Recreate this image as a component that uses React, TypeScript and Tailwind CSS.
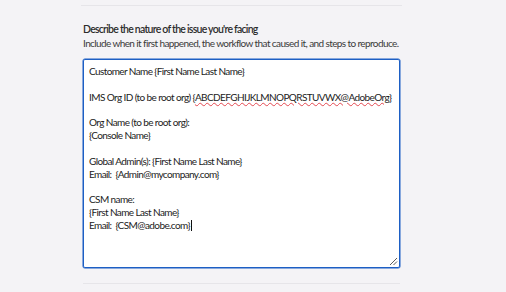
import React from "react";

export default function App() {
  const lines: React.ReactNode[] = [
    "Customer Name {First Name Last Name}",
    "",
    <>
      IMS Org ID (to be root org) {"{"}
      <span className="underline decoration-wavy decoration-[#e34850] decoration-[0.5px] underline-offset-[1px]">
        ABCDEFGHIJKLMNOPQRSTUVWX@AdobeOrg
      </span>
      {"}"}
    </>,
    "",
    "Org Name (to be root org):",
    "{Console Name}",
    "",
    "Global Admin(s): {First Name Last Name}",
    "Email:  {Admin@mycompany.com}",
    "",
    "CSM name:",
    "{First Name Last Name}",
    <>
      Email:  {"{CSM@adobe.com}"}
      <span className="inline-block w-px h-[11px] bg-[#111] align-[-2px] ml-[1px]" />
    </>,
  ];
  return (
    <div
      className="w-[506px] h-[292px] bg-[#f4f3f6] overflow-hidden text-[#2c2c2c]"
      style={{ fontFamily: '"Lato", "Noto Sans", sans-serif' }}
    >
      <div className="pl-[83px] pr-[106px]">
        <div className="h-[5px]" />
        <div className="h-px bg-[#e6e5e9] -ml-[2px] mr-[-2px]" />
        <div className="pt-[16px] text-[10.5px] leading-[14px] font-semibold tracking-[-0.75px]">
          Describe the nature of the issue you're facing
        </div>
        <div className="text-[10px] leading-[14px] text-[#3a3a3a] tracking-[-0.6px] whitespace-nowrap">
          Include when it first happened, the workflow that caused it, and steps to reproduce.
        </div>
        <div className="mt-[9px] relative h-[209px] bg-white rounded-[2px] shadow-[inset_0_0_0_1px_#1d5fc4,0_0_0_0.5px_#1d5fc4] px-[6px] pt-[6px] text-[10px] leading-[12.85px] text-[#222] tracking-[-0.6px]">
          {lines.map((l, i) => (
            <div key={i} className="h-[12.85px] whitespace-pre">
              {l}
            </div>
          ))}
          <svg
            className="absolute right-[2px] bottom-[2px]"
            width="10"
            height="10"
            viewBox="0 0 10 10"
          >
            <line x1="2" y1="9" x2="9" y2="2" stroke="#333" strokeWidth="0.8" />
            <line x1="5.5" y1="9" x2="9" y2="5.5" stroke="#333" strokeWidth="0.8" />
          </svg>
        </div>
        <div className="mt-[15px] h-px bg-[#e6e5e9]" />
      </div>
    </div>
  );
}
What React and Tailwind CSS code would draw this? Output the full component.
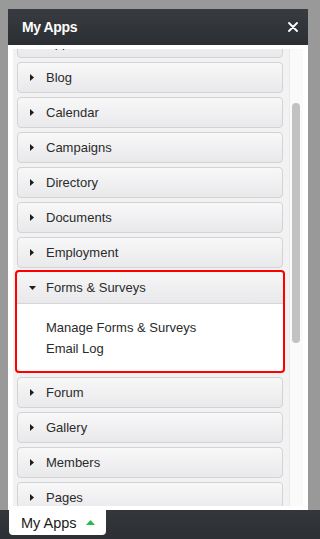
import React from "react";

const font = { fontFamily: '"Liberation Sans", Arial, Helvetica, sans-serif' };

function Right() {
  return (
    <svg width="4" height="7" viewBox="0 0 4 7" className="shrink-0">
      <polygon points="0,0 4,3.5 0,7" fill="#1e1e1e" />
    </svg>
  );
}

function Down() {
  return (
    <svg width="7" height="4" viewBox="0 0 7 4" className="shrink-0">
      <polygon points="0,0 7,0 3.5,4" fill="#1e1e1e" />
    </svg>
  );
}

function Item({ label, mb = "mb-[4px]" }) {
  return (
    <div
      className={`h-[31px] ${mb} border border-[#d3d3d6] rounded-[4px] bg-gradient-to-b from-[#f8f8f9] to-[#e9e9eb] flex items-center pl-[12px] text-[13px] text-[#2b2b2b]`}
    >
      <Right />
      <span className="ml-[12px]">{label}</span>
    </div>
  );
}

export default function App() {
  const before = ["Apps", "Blog", "Calendar", "Campaigns", "Directory", "Documents", "Employment"];
  const after = ["Forum", "Gallery", "Members", "Pages"];
  return (
    <div className="w-[320px] h-[539px] bg-[#999999] relative overflow-hidden" style={font}>
      <div className="ml-[8px] pt-[9px] w-[300px]">
        <div className="h-[501px] bg-white flex flex-col">
          <div className="h-[36px] shrink-0 bg-gradient-to-b from-[#383c41] to-[#2b2f33] flex items-center justify-between pl-[14px] pr-[10px]">
            <span className="text-white font-bold text-[14px] tracking-[-0.4px]">My Apps</span>
            <svg width="10" height="10" viewBox="0 0 10 10">
              <path d="M1 1 L9 9 M9 1 L1 9" stroke="#ffffff" strokeWidth="1.8" strokeLinecap="round" />
            </svg>
          </div>
          <div className="flex-1 min-h-0 pl-[5px] pr-[5px] pt-[4px] pb-[4px] flex">
            <div className="flex-1 min-w-0 bg-[#f2f2f3] flex overflow-hidden">
              <div className="flex-1 min-w-0 pl-[4px] pr-[6px] mt-[-22px]">
                {before.map((l) => (
                  <Item key={l} label={l} />
                ))}
                <div className="mt-[1px] mb-[6px] outline-2 outline-[#ff0000] rounded-[2px] bg-white">
                  <div className="h-[32px] bg-gradient-to-b from-[#f6f6f7] to-[#e9e9eb] border-b border-[#d6d6d8] flex items-center pl-[12px] text-[13px] text-[#2b2b2b]">
                    <Down />
                    <span className="ml-[10px]">Forms &amp; Surveys</span>
                  </div>
                  <div className="pt-[13px] pb-[12px] pl-[29px] text-[13px] leading-[21px] text-[#2b2b2b]">
                    <div>Manage Forms &amp; Surveys</div>
                    <div>Email Log</div>
                  </div>
                </div>
                {after.map((l) => (
                  <Item key={l} label={l} />
                ))}
              </div>
              <div className="w-[14px] shrink-0 bg-[#fafafa] border-l border-[#ebebeb] pt-[54px] pl-[2px] pr-[3px]">
                <div className="h-[240px] w-[8px] rounded-full bg-[#c2c2c2]" />
              </div>
            </div>
          </div>
        </div>
      </div>
      <div className="absolute left-0 right-0 bottom-0 h-[29px] bg-gradient-to-b from-[#33373c] to-[#2c3034]">
        <div className="ml-[9px] w-[97px] h-[25px] bg-white rounded-b-[4px] flex items-center pl-[12px]">
          <span className="text-[14.5px] leading-[18px] text-[#1a1a1a]">My Apps</span>
          <svg width="9" height="5" viewBox="0 0 9 5" className="ml-[9px]">
            <polygon points="0,5 9,5 4.5,0" fill="#2db84b" />
          </svg>
        </div>
      </div>
    </div>
  );
}
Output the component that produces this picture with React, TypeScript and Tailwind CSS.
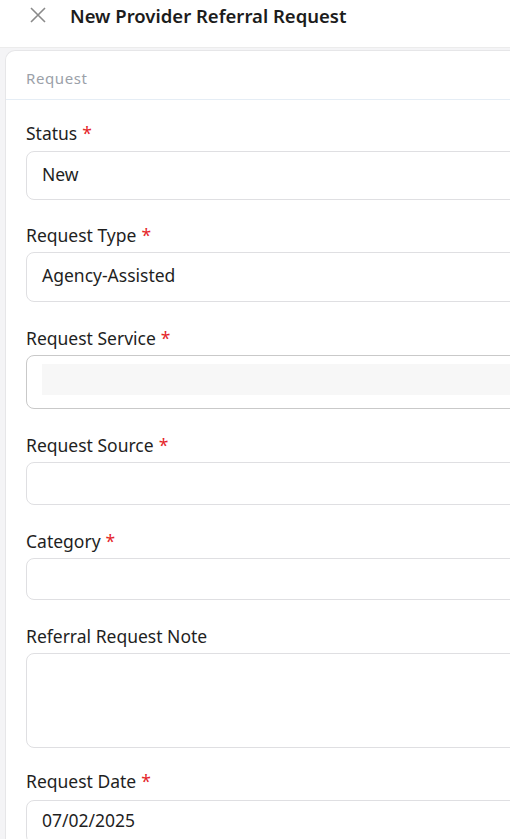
import React from 'react';

const font = { fontFamily: '"Noto Sans", "Open Sans", sans-serif' };

type FieldProps = {
  label: string;
  required?: boolean;
  value?: string;
  height: string;
  variant?: 'plain' | 'lookup';
  gap?: string;
};

const Field: React.FC<FieldProps> = ({ label, required, value, height, variant = 'plain', gap = 'mb-[6px]' }) => {
  return (
    <div>
      <div className={`text-[17.5px] leading-[24px] text-[#1f1f1f] ${gap}`}>
        {label}
        {required && <span className="text-[#e5252a] ml-[5px]">*</span>}
      </div>
      {variant === 'lookup' ? (
        <div className={`${height} w-[560px] rounded-[8px] border border-[#c9c9c9] bg-white pt-[8px] pl-[15px]`}>
          <div className="h-[31px] w-full bg-[#f7f7f7]"></div>
        </div>
      ) : (
        <div className={`${height} w-[560px] rounded-[8px] border border-[#dfdfe2] bg-white pl-[15px] pb-[3px] flex items-center text-[17.5px] text-[#1f1f1f]`}>
          {value}
        </div>
      )}
    </div>
  );
};

const App: React.FC = () => {
  return (
    <div className="w-[510px] h-[839px] overflow-hidden bg-[#f4f4f6]" style={font}>
      <div className="h-[48px] bg-white flex items-start pt-[4px] border-b border-[#ececec]">
        <svg className="ml-[30px] mt-[3px]" width="16" height="16" viewBox="0 0 16 16" fill="none" stroke="#8a8a8a" strokeWidth="1.6">
          <path d="M1 1L15 15M15 1L1 15" />
        </svg>
        <span className="ml-[24px] text-[18.5px] leading-[24px] font-semibold text-[#1c1c1c]">New Provider Referral Request</span>
      </div>
      <div className="mt-[2px] ml-[5px] w-[600px] bg-white rounded-tl-[10px] border-l border-t border-[#e6e6e8] min-h-[800px]">
        <div className="h-[49px] pt-[16px] pl-[20px] border-b border-[#e5edf5]">
          <span className="block text-[15px] leading-[22px] text-[#9ba1a9] tracking-[0.6px]">Request</span>
        </div>
        <div className="pl-[20px] pt-[21px] flex flex-col gap-[24px]">
          <div className="-mb-[1px]">
            <Field label="Status" required value="New" height="h-[49px]" />
          </div>
          <Field label="Request Type" required value="Agency-Assisted" height="h-[50px]" gap="mb-[5px]" />
          <Field label="Request Service" required height="h-[54px]" variant="lookup" gap="mb-[5px]" />
          <Field label="Request Source" required height="h-[43px]" gap="mb-[5px]" />
          <Field label="Category" required height="h-[42px]" gap="mb-[5px]" />
          <Field label="Referral Request Note" height="h-[95px]" gap="mb-[5px]" />
          <div className="-mt-[3px]">
            <Field label="Request Date" required value="07/02/2025" height="h-[44px]" gap="mb-[7px]" />
          </div>
        </div>
      </div>
    </div>
  );
};

export default App;
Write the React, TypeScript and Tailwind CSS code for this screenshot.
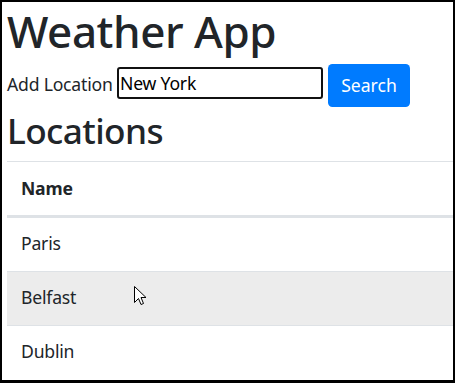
export default function App() {
  const rows = ["Paris", "Belfast", "Dublin"];
  return (
    <div className="relative h-[383px] w-[455px] overflow-hidden border-x-2 border-t-2 border-b-[3px] border-black bg-white font-['Noto_Sans',sans-serif] text-[#212529]">
      <div className="pl-[5px]">
        <h1 className="h-[62px] pt-[3px] text-[44px] font-medium leading-[52.8px] tracking-[-0.45px]">Weather App</h1>
        <div className="flex h-[43px] items-start">
          <label className="mt-[7px] w-[110px] text-[17.6px] leading-[26.4px] tracking-[-0.2px]">Add Location</label>
          <input
            className="mt-[3px] h-[32px] w-[206px] rounded-[3px] border-2 border-[#111] bg-white pl-[1px] text-[17.6px] leading-[26.4px] tracking-[-0.2px] text-black outline-none"
            defaultValue="New York"
            readOnly
          />
          <button className="ml-[5px] h-[43px] w-[82px] rounded-[4.4px] bg-[#007bff] text-[17.6px] leading-[26.4px] text-white">
            Search
          </button>
        </div>
        <h2 className="h-[54px] pt-[2px] text-[35.2px] font-medium leading-[42.24px] tracking-[-0.6px]">Locations</h2>
        <div className="w-[446px]">
          <div className="h-[56px] border-t border-b-2 border-[#dee2e6] px-[14px] py-[13px] text-[17.6px] font-bold leading-[26.4px] tracking-[-0.2px]">
            Name
          </div>
          {rows.map((r, i) => (
            <div
              key={r}
              className={
                i === 1
                  ? "h-[54px] border-t border-[#dee2e6] bg-[#ececec] px-[14px] py-[12px] text-[17.6px] leading-[26.4px] tracking-[-0.2px]"
                  : "h-[54px] border-t border-[#dee2e6] px-[14px] py-[12px] text-[17.6px] leading-[26.4px] tracking-[-0.2px]"
              }
            >
              {r}
            </div>
          ))}
        </div>
      </div>
      <svg className="absolute left-[132px] top-[284px]" width="13" height="20" viewBox="0 0 13 20">
        <path d="M0.5 0.5 L0.5 16.5 L4.5 12.5 L7 18.5 L9.5 17.5 L7 11.5 L12 11.5 Z" fill="#fff" stroke="#000" strokeWidth="1" strokeLinejoin="miter" />
      </svg>
    </div>
  );
}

**Objective:** Determine the number of lines in the entries above where the string "that" appears. Answer with the number alone.

**Solution for this problem:** 3